Oftentimes it could be any or all of these, as they are usually closely related. First, take a step back from the situation and be sure to carefully listen to both parties. Let your child express their feelings and concerns. Letting them be heard is key to creating a solid relationship that’s build on trust and strong communication. The same goes with your nanny. Let your nanny state the issue from her perspective and make sure that she is heard, as this makes her feels respected and valued. The parent and nanny should always have a united front in front of the child, so if the child is the one that needs to be corrected, be sure to back up the nanny. If the issue is with the nanny and her behavior, do not have the conversation in front of the child.
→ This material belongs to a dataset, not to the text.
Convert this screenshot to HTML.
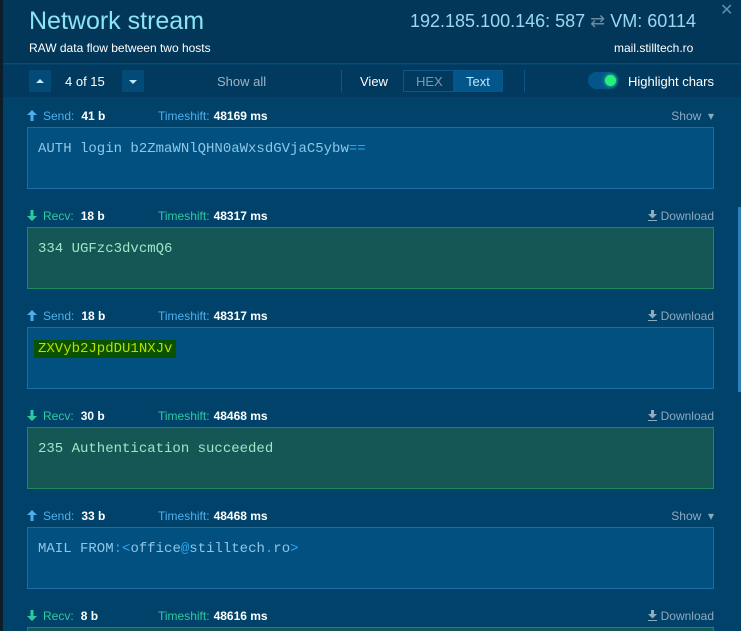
<!DOCTYPE html>
<html style="overflow:hidden;width:741px;height:631px"><head><meta charset="utf-8"><style>
*{margin:0;padding:0;box-sizing:border-box}
body{width:741px;height:631px;overflow:hidden;background:#0b1e2a;font-family:"Liberation Sans",sans-serif;position:relative}
.panel{position:absolute;left:3px;top:0;width:738px;height:631px;background:#01426b;overflow:hidden}
.hdr{position:absolute;left:0;top:0;width:738px;height:64px;background:#02375a;border-bottom:1px solid #0a4a73}
.abs{position:absolute;white-space:nowrap}
.tb{position:absolute;left:0;top:65px;width:738px;height:32px;background:#023a5f}
.btn{position:absolute;top:5px;width:22px;height:22px;background:#034a77}
.mono{font-family:"Liberation Mono",monospace;font-size:14px}
.box{position:absolute;left:24px;width:687px;height:62px;border:1px solid #1c6ca8;background:#01507f}
.box.r{background:#155754;border-color:#1c8a5f}
.lab{position:absolute;font-size:12px;line-height:14px}
.lab svg{vertical-align:-1px;margin-right:6px}
.lab .k{color:#4db0ea}
.lab.r .k{color:#2ec9a0}
.lab b{color:#fff;font-weight:bold;margin-left:7px}
.ts{position:absolute;left:155px;font-size:12px;line-height:14px;color:#4db0ea}
.ts.r{color:#2ec9a0}
.ts b{color:#fff;margin-left:4px}
.act{position:absolute;right:27px;font-size:12px;line-height:14px;color:#8fa9bd}
.act svg{vertical-align:-1px;margin-right:4px}
</style></head><body>
<div class="panel">
<div class="hdr">
<div class="abs" style="left:26px;top:7px;font-size:25px;color:#8ee3f2">Network stream</div>
<div class="abs" style="left:26px;top:41px;font-size:12px;color:#fff">RAW data flow between two hosts</div>
<div class="abs" style="left:407px;top:11px;font-size:18px;color:#9ad8f0">192.185.100.146: 587 <span style="color:#6c8aa0">⇄</span> VM: 60114</div>
<div class="abs" style="left:611px;top:41px;font-size:12px;color:#fff">mail.stilltech.ro</div>
<div class="abs" style="left:717px;top:0px;font-size:16px;color:#5d8eb0">✕</div>
</div>
<div class="tb">
<div class="btn" style="left:26px"><svg width="22" height="22"><path d="M7 13L11 9L15 13Z" fill="#bfe7ff"/></svg></div>
<div class="abs" style="left:62px;top:9px;font-size:13px;color:#fff">4 of 15</div>
<div class="btn" style="left:119px"><svg width="22" height="22"><path d="M7 10L11 14L15 10Z" fill="#bfe7ff"/></svg></div>
<div class="abs" style="left:214px;top:9px;font-size:13px;color:#9ab4c6">Show all</div>
<div class="abs" style="left:338px;top:5px;width:1px;height:22px;background:#0e5585"></div>
<div class="abs" style="left:357px;top:9px;font-size:13px;color:#fff">View</div>
<div class="abs" style="left:400px;top:5px;width:100px;height:22px;border:1px solid #0c5689;background:#023a5f"></div>
<div class="abs" style="left:450px;top:6px;width:49px;height:20px;background:#03568a"></div>
<div class="abs" style="left:413px;top:9px;font-size:13px;color:#7e98ab">HEX</div>
<div class="abs" style="left:463px;top:9px;font-size:13px;color:#bfe7ff">Text</div>
<div class="abs" style="left:521px;top:5px;width:1px;height:22px;background:#0e5585"></div>
<div class="abs" style="left:585px;top:7px;width:30px;height:17px;border-radius:9px;background:#03568a"></div>
<div class="abs" style="left:602px;top:10px;width:11px;height:11px;border-radius:50%;background:#27f07a;box-shadow:0 0 4px #27f07a"></div>
<div class="abs" style="left:625px;top:9px;font-size:13px;color:#fff">Highlight chars</div>
</div>

<div class="lab" style="left:24px;top:109px"><span class="k"><svg width="10" height="11"><path d="M5 0L10 5H6.5V11H3.5V5H0Z" fill="#4db0ea"/></svg>Send:</span><b>41 b</b></div>
<div class="ts" style="top:109px">Timeshift:<b>48169 ms</b></div>
<div class="act" style="top:109px">Show &nbsp;▾</div>
<div class="box" style="top:127px"><div class="abs mono" style="left:10px;top:13px;color:#8ec7ea">AUTH login b2ZmaWNlQHN0aWxsdGVjaC5ybw<span style="color:#2aa6f0">==</span></div></div>

<div class="lab r" style="left:24px;top:209px"><span class="k"><svg width="10" height="11"><path d="M5 11L10 6H6.5V0H3.5V6H0Z" fill="#2ec9a0"/></svg>Recv:</span><b>18 b</b></div>
<div class="ts r" style="top:209px">Timeshift:<b>48317 ms</b></div>
<div class="act" style="top:209px"><svg width="9" height="11"><path d="M3 0H6V4H9L4.5 8.5L0 4H3Z M0 10H9V11H0Z" fill="#8fa9bd"/></svg>Download</div>
<div class="box r" style="top:227px"><div class="abs mono" style="left:10px;top:13px;color:#9ee6c8">334 UGFzc3dvcmQ6</div></div>

<div class="lab" style="left:24px;top:309px"><span class="k"><svg width="10" height="11"><path d="M5 0L10 5H6.5V11H3.5V5H0Z" fill="#4db0ea"/></svg>Send:</span><b>18 b</b></div>
<div class="ts" style="top:309px">Timeshift:<b>48317 ms</b></div>
<div class="act" style="top:309px"><svg width="9" height="11"><path d="M3 0H6V4H9L4.5 8.5L0 4H3Z M0 10H9V11H0Z" fill="#8fa9bd"/></svg>Download</div>
<div class="box" style="top:327px"><div class="abs mono" style="left:6px;top:12px;color:#b6e000;background:#0b5200;padding:1px 4px">ZXVyb2JpdDU1NXJv</div></div>

<div class="lab r" style="left:24px;top:409px"><span class="k"><svg width="10" height="11"><path d="M5 11L10 6H6.5V0H3.5V6H0Z" fill="#2ec9a0"/></svg>Recv:</span><b>30 b</b></div>
<div class="ts r" style="top:409px">Timeshift:<b>48468 ms</b></div>
<div class="act" style="top:409px"><svg width="9" height="11"><path d="M3 0H6V4H9L4.5 8.5L0 4H3Z M0 10H9V11H0Z" fill="#8fa9bd"/></svg>Download</div>
<div class="box r" style="top:427px"><div class="abs mono" style="left:10px;top:13px;color:#9ee6c8">235 Authentication succeeded</div></div>

<div class="lab" style="left:24px;top:509px"><span class="k"><svg width="10" height="11"><path d="M5 0L10 5H6.5V11H3.5V5H0Z" fill="#4db0ea"/></svg>Send:</span><b>33 b</b></div>
<div class="ts" style="top:509px">Timeshift:<b>48468 ms</b></div>
<div class="act" style="top:509px">Show &nbsp;▾</div>
<div class="box" style="top:527px"><div class="abs mono" style="left:10px;top:13px;color:#8ec7ea">MAIL FROM<span style="color:#2aa6f0">:&lt;</span>office<span style="color:#2aa6f0">@</span>stilltech<span style="color:#2aa6f0">.</span>ro<span style="color:#2aa6f0">&gt;</span></div></div>

<div class="lab r" style="left:24px;top:609px"><span class="k"><svg width="10" height="11"><path d="M5 11L10 6H6.5V0H3.5V6H0Z" fill="#2ec9a0"/></svg>Recv:</span><b>8 b</b></div>
<div class="ts r" style="top:609px">Timeshift:<b>48616 ms</b></div>
<div class="act" style="top:609px"><svg width="9" height="11"><path d="M3 0H6V4H9L4.5 8.5L0 4H3Z M0 10H9V11H0Z" fill="#8fa9bd"/></svg>Download</div>
<div class="box r" style="top:627px;height:4px;border-bottom:none"></div>

<div class="abs" style="left:735px;top:207px;width:3px;height:185px;background:#2a7fb8"></div>
</div>
</body></html>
If you think the conflict is from how your new nanny differs in style from your old nanny, this may be a bigger discussion that you will need to have with your nanny about expectations. Talk in detail with your nanny about her specific style in working with children and make sure that it aligns with how you want your children taken care of. If there are red flags or differing belief systems, this could be a deal breaker and something that you will need to consider. The same goes with setting rules for your kids. If your nanny has different rules than you do, you should communicate these things well ahead of time so there are no conflicts that arise. For example, if your nanny does not allow the children to watch television during the day but you do, this could send mixed messages to your child. Talk at length about rules, boundaries, and expectations with your nanny so you can be sure everyone is clear on how things should be operated when you are away. Most importantly, if you require your nanny to enforce certain rules or behaviors (no eating on the sofa or clothes in the hamper and bed made before play time) please be sure to enforce the same with your children when you are in charge so your child does not become confused or negatively view your nanny as a hard taskmaster.

Communication and consistency – both with your child and your nanny – are the keys when it comes to conflict resolution and avoidance. Keeping the lines of communication open at all times and the rules and expectations of your child consistent at all times will help your child and your nanny thrive.